Comprehensive Analysis
An analysis of STERIS's past performance over its last five fiscal years (FY2021–FY2025) reveals a company with robust operational execution but a somewhat uneven record for shareholders. The company has successfully grown its top line through a combination of organic growth and strategic acquisitions, demonstrating its ability to expand its market presence. This growth is supported by a foundation of stable core profitability and excellent cash generation, allowing for consistent returns to shareholders via dividends. However, volatility in its reported net income and mixed annual stock returns present a more complex picture than the top-line numbers suggest.
From a growth and profitability standpoint, STERIS has been impressive. Revenue grew from $3.1 billion in FY2021 to $5.46 billion in FY2025, a compound annual growth rate (CAGR) of 15.1%. A significant portion of this was driven by a major acquisition in FY2022. More importantly, the company's operating margin has been remarkably resilient, staying within a tight range of 16.1% to 18.7% over the period. This indicates strong pricing power and cost control in its core business. In contrast, GAAP net income has been choppy, with profit margins fluctuating from a low of 2.36% in FY2023 to a high of 12.79% in FY2021, largely due to costs associated with discontinued operations, which can obscure the underlying business's health.

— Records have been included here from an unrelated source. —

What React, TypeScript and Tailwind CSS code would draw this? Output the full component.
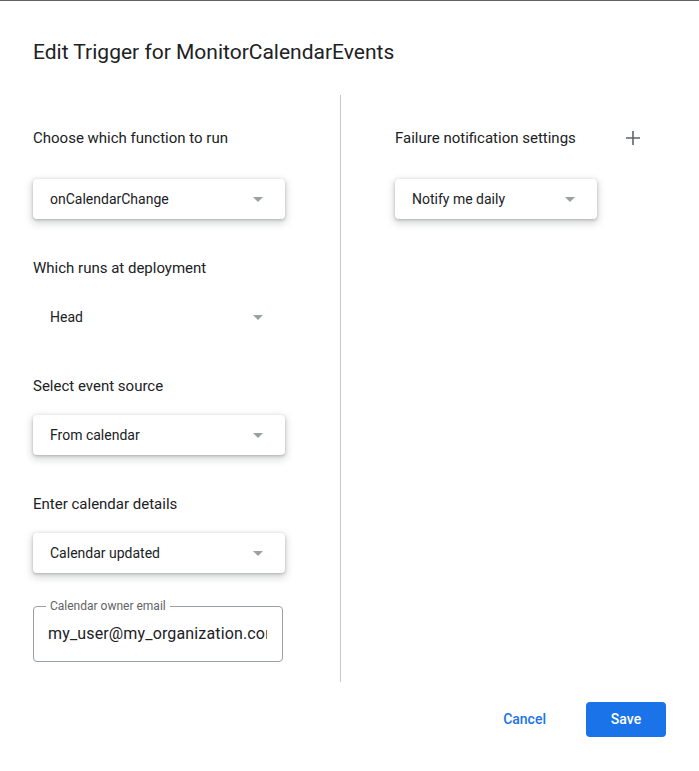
import React from "react";

function Arrow() {
  return (
    <svg width="10" height="5" viewBox="0 0 10 5" className="shrink-0">
      <path d="M0 0 L10 0 L5 5 Z" fill="#9aa0a6" />
    </svg>
  );
}

function Dropdown({ text, w, flat }: { text: string; w: string; flat?: boolean }) {
  return (
    <div
      className={
        "flex h-10 items-center justify-between rounded-[4px] bg-white pl-[17px] pr-[22px] " +
        w +
        (flat ? "" : " shadow-[0_1px_3px_rgba(60,64,67,0.3),0_3px_7px_2px_rgba(60,64,67,0.18)]")
      }
    >
      <span className="text-[14px] text-[#202124]">{text}</span>
      <Arrow />
    </div>
  );
}

function Label({ text }: { text: string }) {
  return <div className="h-5 text-[15px] leading-5 text-[#202124]">{text}</div>;
}

export default function App() {
  return (
    <div
      className="flex h-[771px] w-[699px] flex-col border-t border-[#5f6368] bg-white"
      style={{ fontFamily: "Roboto, 'Noto Sans', Arial, sans-serif" }}
    >
      <div className="mt-[37px] pl-[33px] text-[21px] leading-7 text-[#202124]">
        Edit Trigger for MonitorCalendarEvents
      </div>
      <div className="mt-[29px] flex">
        <div className="flex w-[340px] flex-col pl-[33px] pt-[33px] pb-[20px]">
          <Label text="Choose which function to run" />
          <div className="mt-[31px]">
            <Dropdown text="onCalendarChange" w="w-[252px]" />
          </div>
          <div className="mt-[39px]">
            <Label text="Which runs at deployment" />
          </div>
          <div className="mt-[19px]">
            <Dropdown text="Head" w="w-[252px]" flat />
          </div>
          <div className="mt-[39px]">
            <Label text="Select event source" />
          </div>
          <div className="mt-[19px]">
            <Dropdown text="From calendar" w="w-[252px]" />
          </div>
          <div className="mt-[39px]">
            <Label text="Enter calendar details" />
          </div>
          <div className="mt-[19px]">
            <Dropdown text="Calendar updated" w="w-[252px]" />
          </div>
          <div className="relative mt-[33px] h-[56px] w-[250px] rounded-[4px] border border-[#9aa0a6]">
            <span className="absolute left-[12px] top-[-8px] bg-white px-[4px] text-[12px] leading-[14px] text-[#5f6368]">
              Calendar owner email
            </span>
            <div className="flex h-full items-center overflow-hidden whitespace-nowrap pl-[14px] pr-[15px] text-[16px] tracking-[0.15px] text-[#202124]">
              <div className="overflow-hidden">my_user@my_organization.com</div>
            </div>
          </div>
        </div>
        <div className="w-px bg-[#c8c8c8]" />
        <div className="flex flex-1 flex-col pl-[54px] pt-[33px]">
          <div className="flex h-5 w-[245px] items-center justify-between">
            <span className="text-[15px] leading-5 text-[#202124]">Failure notification settings</span>
            <svg width="14" height="14" viewBox="0 0 14 14">
              <path d="M7 0 V14 M0 7 H14" stroke="#5f6368" strokeWidth="1.6" />
            </svg>
          </div>
          <div className="mt-[31px]">
            <Dropdown text="Notify me daily" w="w-[202px]" />
          </div>
        </div>
      </div>
      <div className="mt-[20px] flex items-center justify-end pr-[33px]">
        <button className="h-[35px] px-[16px] text-[14px] font-medium text-[#1a73e8]">Cancel</button>
        <button className="ml-[24px] h-[35px] w-[80px] rounded-[4px] bg-[#1a73e8] text-[14px] font-medium text-white">
          Save
        </button>
      </div>
    </div>
  );
}
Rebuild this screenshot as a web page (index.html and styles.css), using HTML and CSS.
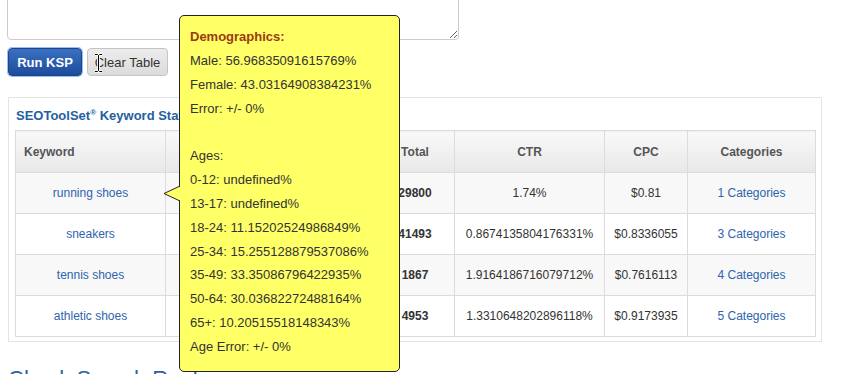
FILE: index.html
```html
<!DOCTYPE html>
<html lang="en">
<head>
  <meta charset="UTF-8" />
  <title>Keyword Strategy Planner</title>
  <meta name="viewport" content="width=device-width, initial-scale=1.0" />
  <link rel="stylesheet" href="styles.css">
</head>
<body>

  <!-- keyword input -->
  <div class="page">
    <textarea class="kw-input"></textarea>

    <div class="actions">
      <button class="btn btn-primary">Run KSP</button>
      <button class="btn btn-default">Clear Table</button>
    </div>

    <!-- results -->
    <div class="stats-panel">
      <div class="panel-title">SEOToolSet<sup>&reg;</sup> Keyword Statistics</div>
      <table class="stats-table">
        <colgroup>
          <col style="width:150px">
          <col style="width:210px">
          <col style="width:79px">
          <col style="width:150px">
          <col style="width:83px">
          <col style="width:128px">
        </colgroup>
        <thead>
          <tr>
            <th class="col-keyword">Keyword</th>
            <th></th>
            <th>Total</th>
            <th>CTR</th>
            <th>CPC</th>
            <th>Categories</th>
          </tr>
        </thead>
        <tbody>
          <tr>
            <td><a href="#">running shoes</a></td>
            <td></td>
            <td class="strong">29800</td>
            <td>1.74%</td>
            <td>$0.81</td>
            <td><a href="#">1 Categories</a></td>
          </tr>
          <tr>
            <td><a href="#">sneakers</a></td>
            <td></td>
            <td class="strong">41493</td>
            <td>0.8674135804176331%</td>
            <td>$0.8336055</td>
            <td><a href="#">3 Categories</a></td>
          </tr>
          <tr>
            <td><a href="#">tennis shoes</a></td>
            <td></td>
            <td class="strong">1867</td>
            <td>1.9164186716079712%</td>
            <td>$0.7616113</td>
            <td><a href="#">4 Categories</a></td>
          </tr>
          <tr>
            <td><a href="#">athletic shoes</a></td>
            <td></td>
            <td class="strong">4953</td>
            <td>1.3310648202896118%</td>
            <td>$0.9173935</td>
            <td><a href="#">5 Categories</a></td>
          </tr>
        </tbody>
      </table>
    </div>

    <h2 class="section-title">Check Search Rankings</h2>
  </div>

  <!-- demographics tooltip for "running shoes" -->
  <div class="demo-tip">
    <svg class="tip-arrow" width="18" height="18" viewBox="0 0 18 18">
      <polygon points="18,1 1,8.5 18,16" fill="#ffff66" />
      <polyline points="17,1 1,8.5 17,16" fill="none" stroke="#222" stroke-width="1" />
    </svg>
    <div class="tip-head">Demographics:</div>
    <div>Male: 56.96835091615769%</div>
    <div>Female: 43.03164908384231%</div>
    <div>Error: +/- 0%</div>
    <div>&nbsp;</div>
    <div>Ages:</div>
    <div>0-12: undefined%</div>
    <div>13-17: undefined%</div>
    <div>18-24: 11.15202524986849%</div>
    <div>25-34: 15.255128879537086%</div>
    <div>35-49: 33.35086796422935%</div>
    <div>50-64: 30.03682272488164%</div>
    <div>65+: 10.20515518148343%</div>
    <div>Age Error: +/- 0%</div>
  </div>

  <!-- mouse cursor over the Clear Table button -->
  <svg class="text-cursor" width="9" height="20" viewBox="0 0 9 20">
    <path d="M1 1.5h2.5l1 1 1-1H8M1 18.5h2.5l1-1 1 1H8M4.5 2.5v15" fill="none" stroke="#fff" stroke-width="2.6" />
    <path d="M1 1.5h2.5l1 1 1-1H8M1 18.5h2.5l1-1 1 1H8M4.5 2.5v15" fill="none" stroke="#000" stroke-width="1" />
  </svg>

</body>
</html>
```

FILE: styles.css
```css
html {
  overflow: hidden;
}

body {
  margin: 0;
  font-family: "Liberation Sans", Arial, sans-serif;
  font-size: 13px;
  color: #333;
  background-color: #fff;
}

.page {
  padding: 0 8px;
  width: 814px;
}

.kw-input {
  display: block;
  width: 452px;
  height: 80px;
  margin: -40px 0 0 -1px;
  border: 1px solid #ccc;
  border-radius: 4px;
  box-shadow: inset 0 1px 1px rgba(0, 0, 0, 0.05);
  box-sizing: border-box;
  background-color: #fff;
}

.actions {
  margin-top: 8px;
  display: flex;
  gap: 5px;
}

.btn {
  height: 28px;
  padding: 0;
  font-family: "Liberation Sans", Arial, sans-serif;
  font-size: 13px;
  white-space: nowrap;
  border-radius: 4px;
  border: 1px solid #c4c4c4;
  cursor: pointer;
}

.btn-primary {
  width: 74px;
  color: #fff;
  font-weight: bold;
  background: linear-gradient(#3b70c2, #1d4c9b);
  border-color: #1a4690;
  box-shadow: 0 0 0 1px #9cc0ec;
}

.btn-default {
  width: 81px;
  color: #333;
  background: linear-gradient(#ececec, #dcdcdc);
}

.stats-panel {
  margin-top: 21px;
  border: 1px solid #e4e4e4;
  padding: 9px 6px 4px 6px;
  background-color: #fff;
}

.panel-title {
  font-size: 13px;
  font-weight: bold;
  color: #24609e;
  line-height: 18px;
  padding-left: 1px;
  margin-bottom: 5px;
}

.panel-title sup {
  font-size: 8px;
  vertical-align: 5px;
  line-height: 0;
}

.stats-table {
  width: 800px;
  border-collapse: collapse;
  table-layout: fixed;
  font-size: 12px;
}

.stats-table th,
.stats-table td {
  border: 1px solid #dcdcdc;
  text-align: center;
  padding: 0 8px;
  white-space: nowrap;
  overflow: hidden;
}

.stats-table th {
  height: 41px;
  color: #555;
  font-weight: bold;
  background: linear-gradient(#f9f9f9, #e8e8e8);
}

.stats-table th.col-keyword {
  text-align: left;
}

.stats-table td {
  height: 40px;
}

.stats-table tbody tr:nth-child(odd) td {
  background-color: #f8f8f8;
}

.stats-table td.strong {
  font-weight: bold;
}

.stats-table a {
  color: #2d64ad;
  text-decoration: none;
}

.section-title {
  margin: 24px 0 0;
  font-size: 22px;
  font-weight: normal;
  line-height: 26px;
  color: #2b63a6;
}

/* tooltip */
.demo-tip {
  position: absolute;
  top: 15px;
  left: 179px;
  width: 221px;
  box-sizing: border-box;
  padding: 9px 10px 12px 10px;
  background-color: #ffff66;
  border: 1px solid #222;
  border-radius: 5px;
  font-size: 13px;
  line-height: 23.85px;
  color: #333;
  z-index: 10;
}

.tip-head {
  font-weight: bold;
  color: #9c3a12;
}

.tip-arrow {
  position: absolute;
  left: -17px;
  top: 169px;
}

.text-cursor {
  position: absolute;
  left: 94px;
  top: 53px;
  z-index: 20;
}
```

STERIS shines in its ability to generate cash and reward shareholders. Free cash flow has been consistently positive and has shown strong growth, increasing from $450 million in FY2021 to $778 million in FY2025. This financial strength has enabled the company to increase its dividend per share every year, from $1.57 to $2.23 over the five-year period, representing a healthy CAGR of over 9%. The dividend payout ratio remains conservative, sitting at 35.77% in FY2025, which suggests the dividend is safe and has room to grow. The company has also engaged in share buybacks, though share count has seen periods of dilution, particularly in FY2022.
In conclusion, STERIS's historical record supports confidence in its operational execution and business resilience. The company has proven it can grow revenues, maintain strong operating profitability, and generate significant cash flow. It has a better track record on growth and margins than competitors like Getinge and has been a more stable investment than the litigation-plagued Sotera Health. While the volatility in reported earnings and shareholder returns are points of caution, the underlying performance of the business has been consistently strong.